Gli sportivi oggetto del tema presentano affaticamento, alterazione della frequenza cardiaca, dolori articolari, calo nelle prestazioni fisiche, insonnia e nelle donne anche amenorrea (Leggi qui per approfondire).

Disturbi alimentati dai social e altre piattaforme

I social media sono mezzi di informazione e trasmissione, ma se vengono usati in modo scorretto, possono comunicare messaggi sbagliati e causare danni importanti agli utenti.

La costante ricerca della perfezione instillata dai post di vite meravigliose, fisici scultorei e canoni irraggiungibili, possono portare ad una disgregazione del proprio essere, estraneazione anche da sé e dal proprio corpo. Fare i conti con l’imperfezione determina un calo dell’autostima, e contestualmente la possibilità che insorgano disturbi alimentari.

Gravidanza e disturbi alimentari

Anche durante il periodo di gravidanza i disturbi alimentari possono presentarsi. È un passaggio molto delicato in cui oltre a cambi emotivi dovuti sia al momento sia a fattori biologici, c’è un cambiamento fisico.

Spesso la donna non è preparata; vedere il proprio corpo che cambia bruscamente può causare disagio, una sensazione di perdita di controllo e instabilità. Ciò porta l’attenzione verso l’alimentazione e l’aumento dell’attività sportiva.

Ci sono persone che credono che l’aumento di peso sia definito dal proprio regime alimentare; o in altri casi, anche consapevoli delle cause, cercano di restringere ed evitare di mangiare determinati cibi per paura di aumentare di peso.

I disturbi alimentari durante la gravidanza non solo portano a una serie conseguenze alla salute della donna, ma anche allo sviluppo del bambino. Inoltre, chi lo ha avuto in passato può ricadere in un disturbo alimentare sia durante la gravidanza sia nel post-partum.

Che cosa fare e come affrontarli?

I trattamenti dei disturbi alimentari sono complessi e difficili da affrontare, richiede un approccio multidisciplinare adeguato con la collaborazione di professionisti con competenze diverse che intrevengono in modo terapeutico sul paziente. In particolare, ci devono essere due ruoli principali che ricoprono l’aspetto clinico psicologico e alimentare: uno psicoterapeuta (e/o psichiatra) e un dietista.
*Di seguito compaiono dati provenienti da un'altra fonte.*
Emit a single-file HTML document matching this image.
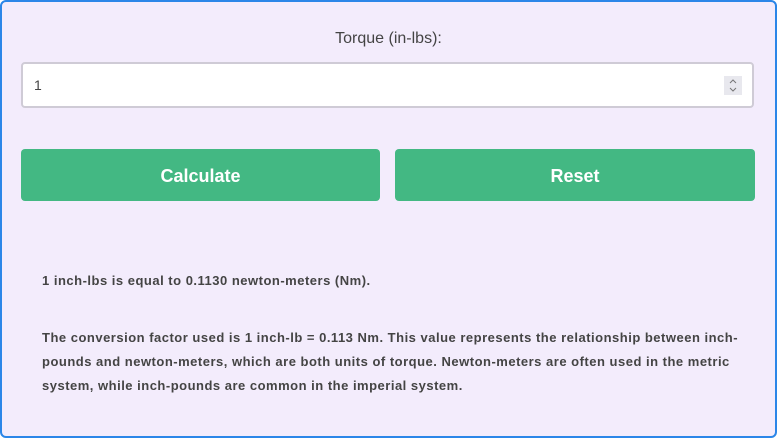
<!DOCTYPE html>
<html><head><style>
html,body{margin:0;padding:0;background:#fff;}
.box{position:absolute;left:0;top:0;width:773px;height:434px;border:2px solid #2b86e8;border-radius:6px;background:#f3ecfc;font-family:"Liberation Sans",sans-serif;}
.lbl{position:absolute;top:28px;left:0;width:773px;text-align:center;font-size:16px;color:#444;}
.inp{position:absolute;left:19px;top:60px;width:729px;height:42px;background:#fff;border:2px solid #cfcbd6;border-radius:4px;}
.inp span{position:absolute;left:11px;top:13px;font-size:14px;color:#444;}
.spin{position:absolute;right:10px;top:12px;width:18px;height:19px;background:#e8e8ee;}
.btn{position:absolute;top:147px;height:52px;background:#43b883;border-radius:4px;color:#fff;font-weight:bold;font-size:18px;text-align:center;line-height:54px;}
.t{position:absolute;left:40px;color:#444;font-weight:bold;font-size:13px;letter-spacing:0.5px;white-space:nowrap;}
</style></head><body>
<div class="box">
<div class="lbl">Torque (in-lbs):</div>
<div class="inp"><span>1</span><div class="spin"><svg width="18" height="19"><path d="M6 7l3-3 3 3M6 12l3 3 3-3" fill="none" stroke="#777" stroke-width="1"/></svg></div></div>
<div class="btn" style="left:19px;width:359px">Calculate</div>
<div class="btn" style="left:393px;width:360px">Reset</div>
<div class="t" style="top:271px">1 inch-lbs is equal to 0.1130 newton-meters (Nm).</div>
<div class="t" style="top:324px;line-height:24px">The conversion factor used is 1 inch-lb = 0.113 Nm. This value represents the relationship between inch-<br>pounds and newton-meters, which are both units of torque. Newton-meters are often used in the metric<br>system, while inch-pounds are common in the imperial system.</div>
</div>
</body></html>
Sono presenti anche esercizi di mindfulness e mindful eating che aiutano la persona a stare nel momento presente e a regolare le proprie emozioni, anche rispettivamente alla propria alimentazione.

Il Ministero della Salute ha messo a disposizione una guida per le famiglie per supportare un membro che ne soffre. Inoltre, bisogna evitare pressioni sul cibo e commenti a riguardo, poiché possono essere mal interpretate.
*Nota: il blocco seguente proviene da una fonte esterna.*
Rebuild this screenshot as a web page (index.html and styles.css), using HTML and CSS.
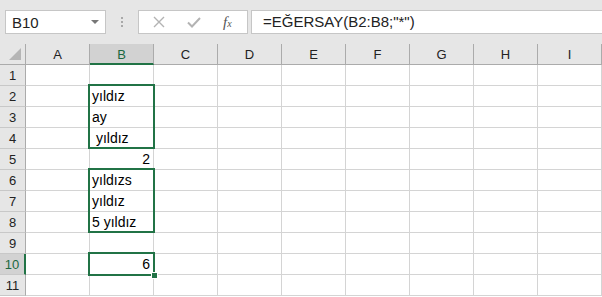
FILE: index.html
```html
<!DOCTYPE html>
<html lang="tr">
<head>
  <meta charset="UTF-8">
  <title>EĞERSAY</title>
  <link rel="stylesheet" href="styles.css">
</head>
<body>

  <div class="toolbar">
    <div class="name-box">
      <span>B10</span>
      <span class="arrow"></span>
    </div>
    <div class="grip"><i></i><i></i><i></i></div>
    <div class="fx-buttons">
      <svg width="14" height="14" viewBox="0 0 14 14"><path d="M2 2 L12 12 M12 2 L2 12" stroke="#b3b3b3" stroke-width="1.4" fill="none"/></svg>
      <svg width="14" height="14" viewBox="0 0 14 14"><path d="M1 7.5 L5 11.5 L13 3" stroke="#b3b3b3" stroke-width="2" fill="none"/></svg>
      <span class="fx">f<sub>x</sub></span>
    </div>
    <div class="formula">=EĞERSAY(B2:B8;"*")</div>
  </div>

  <div class="sheet" id="sheet">
    <div class="corner"><span></span></div>
    <div class="col-head">A</div>
    <div class="col-head active">B</div>
    <div class="col-head">C</div>
    <div class="col-head">D</div>
    <div class="col-head">E</div>
    <div class="col-head">F</div>
    <div class="col-head">G</div>
    <div class="col-head">H</div>
    <div class="col-head">I</div>

    <div class="sel" style="top: 40px; height: 65px;"></div>
    <div class="sel" style="top: 124px; height: 65px;"></div>
    <div class="sel current" style="top: 208px; height: 24px;"><span class="handle"></span></div>
  </div>

  <script>
    const values = {
      2: "yıldız",
      3: "ay",
      4: "\u00a0yıldız",
      5: 2,
      6: "yıldızs",
      7: "yıldız",
      8: "5 yıldız",
      10: 6
    };

    const sheet = document.getElementById("sheet");
    const firstSel = sheet.querySelector(".sel");

    for (let r = 1; r <= 11; r++) {
      const head = document.createElement("div");
      head.className = r === 10 ? "row-head active" : "row-head";
      head.textContent = r;
      sheet.insertBefore(head, firstSel);

      for (let c = 0; c < 9; c++) {
        const cell = document.createElement("div");
        cell.className = "cell";
        if (c === 1 && values[r] !== undefined) {
          const v = values[r];
          if (typeof v === "number") cell.classList.add("num");
          cell.textContent = v;
        }
        sheet.insertBefore(cell, firstSel);
      }
    }
  </script>

</body>
</html>
```

FILE: styles.css
```css
body {
  margin: 0;
  background: #fff;
  font-family: "Liberation Sans", Arial, sans-serif;
  overflow: hidden;
}

.toolbar {
  height: 44px;
  background: #e6e6e6;
  display: flex;
  align-items: flex-start;
  padding: 10px 0 0 5px;
  box-sizing: border-box;
}

.name-box {
  width: 101px;
  height: 24px;
  box-sizing: border-box;
  background: #fff;
  border: 1px solid #c6c6c6;
  display: flex;
  align-items: center;
  justify-content: space-between;
  padding: 0 6px 0 6px;
  font-size: 15px;
  color: #222;
}

.name-box .arrow {
  width: 0;
  height: 0;
  border-left: 4px solid transparent;
  border-right: 4px solid transparent;
  border-top: 4px solid #777;
}

.grip {
  width: 32px;
  height: 24px;
  display: flex;
  flex-direction: column;
  align-items: center;
  justify-content: center;
  gap: 2px;
}

.grip i {
  width: 2px;
  height: 2px;
  background: #a8a8a8;
}

.fx-buttons {
  width: 110px;
  height: 24px;
  box-sizing: border-box;
  background: #fff;
  border: 1px solid #c6c6c6;
  display: flex;
  align-items: center;
  gap: 21px;
  padding-left: 13px;
}

.fx {
  font-family: "Liberation Serif", "Times New Roman", serif;
  font-style: italic;
  font-size: 15px;
  color: #555;
  margin-left: 1px;
}

.fx sub {
  font-size: 10px;
  vertical-align: 0;
}

.formula {
  flex: 1;
  height: 24px;
  margin-left: 3px;
  box-sizing: border-box;
  background: #fff;
  border: 1px solid #c6c6c6;
  border-right: none;
  padding: 2px 0 0 11px;
  font-size: 15px;
  color: #222;
}

.sheet {
  position: relative;
  display: grid;
  grid-template-columns: 26px repeat(9, 64px);
  grid-template-rows: 21px repeat(11, 21px);
}

.sheet > div {
  box-sizing: border-box;
}

.corner {
  background: #e6e6e6;
  border-right: 1px solid #ababab;
  border-bottom: 1px solid #ababab;
  position: relative;
}

.corner span {
  position: absolute;
  right: 4px;
  bottom: 4px;
  width: 0;
  height: 0;
  border-left: 12px solid transparent;
  border-bottom: 12px solid #b5b5b5;
}

.col-head {
  background: #e6e6e6;
  border-right: 1px solid #ababab;
  border-bottom: 1px solid #ababab;
  text-align: center;
  font-size: 13px;
  line-height: 21px;
  color: #222;
}

.col-head.active {
  background: #d2d2d2;
  color: #1b6840;
  border-bottom: 2px solid #217346;
}

.row-head {
  background: #e6e6e6;
  border-right: 1px solid #ababab;
  border-bottom: 1px solid #c8c8c8;
  text-align: center;
  font-size: 13px;
  line-height: 21px;
  color: #222;
}

.row-head.active {
  background: #d2d2d2;
  color: #1b6840;
  border-right: 2px solid #217346;
}

.cell {
  border-right: 1px solid #d4d4d4;
  border-bottom: 1px solid #d4d4d4;
  font-size: 14px;
  line-height: 21px;
  padding: 0 3px 0 2px;
  color: #000;
  white-space: pre;
}

.cell.num {
  text-align: right;
}

.sel {
  position: absolute;
  left: 88px;
  width: 67px;
  border: 2px solid #217346;
  pointer-events: none;
}

.handle {
  position: absolute;
  right: -5px;
  bottom: -5px;
  width: 5px;
  height: 5px;
  background: #217346;
  border: 1px solid #fff;
}
```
Istituire gruppi di supporto familiare, presenti anche in determinati centri di psicoterapia, per sensibilizzare sul tema e accrescere le conoscenze a riguardo. Tale gruppo può consentire anche ai genitori di condividere le proprie esperienze, ponendo una maggiore presenza e un supporto che infine è reciproco.

Chi sta prendendo consapevolezza di soffrirne, deve assolutamente chiedere aiuto, poiché è il primo vero passo indipendente e coraggioso verso se stessi. Andare da uno specialista, come uno psicoterapeuta, aiuterà a fornire degli strumenti alla persona e a prendere coscienza di sé e delle proprie emozioni.

Approcciare in modo empatico e con estrema delicatezza determinati temi dell’alimentazione è importante per la battaglia che la persona sta affrontando.